With the help of clustering, we can understand the variables much better, prompting us to take careful decisions. With the identification of customers, companies can release products and services that target customers based on several parameters like income, age, spending patterns, etc. Furthermore, more complex patterns like product reviews are taken into consideration for better segmentation.

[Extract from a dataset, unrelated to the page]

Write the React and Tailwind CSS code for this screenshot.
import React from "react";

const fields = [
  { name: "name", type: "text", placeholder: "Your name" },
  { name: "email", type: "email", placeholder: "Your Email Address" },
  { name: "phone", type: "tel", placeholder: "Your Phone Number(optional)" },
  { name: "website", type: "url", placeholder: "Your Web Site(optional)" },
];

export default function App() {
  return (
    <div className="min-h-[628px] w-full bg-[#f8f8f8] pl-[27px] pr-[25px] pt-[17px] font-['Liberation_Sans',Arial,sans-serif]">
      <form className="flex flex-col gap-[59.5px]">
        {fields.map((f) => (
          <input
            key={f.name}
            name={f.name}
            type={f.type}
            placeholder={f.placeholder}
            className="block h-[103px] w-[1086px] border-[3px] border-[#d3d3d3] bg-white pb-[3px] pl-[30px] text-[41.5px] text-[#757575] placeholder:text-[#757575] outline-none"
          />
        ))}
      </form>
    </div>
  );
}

We have thus seen, how we could arrive at meaningful insights and recommendations by using clustering algorithms to generate customer segments. For the sake of simplicity, the dataset used only 2 variables — income and spend. In a typical business scenario, there could be several variables which could possibly generate much more realistic and business-specific insights.

Environment and tools:

  1. scikit-learn
  2. seaborn
  3. numpy
  4. pandas
  5. matplotlib

In this data science project, we went through the customer segmentation model. We developed this using a class of machine learning known as unsupervised learning.

Specifically, we made use of a clustering algorithm called K-means clustering. We analyzed and visualized the data and then proceeded to implement our algorithm. Hope you enjoyed this customer segmentation project of machine learning using python.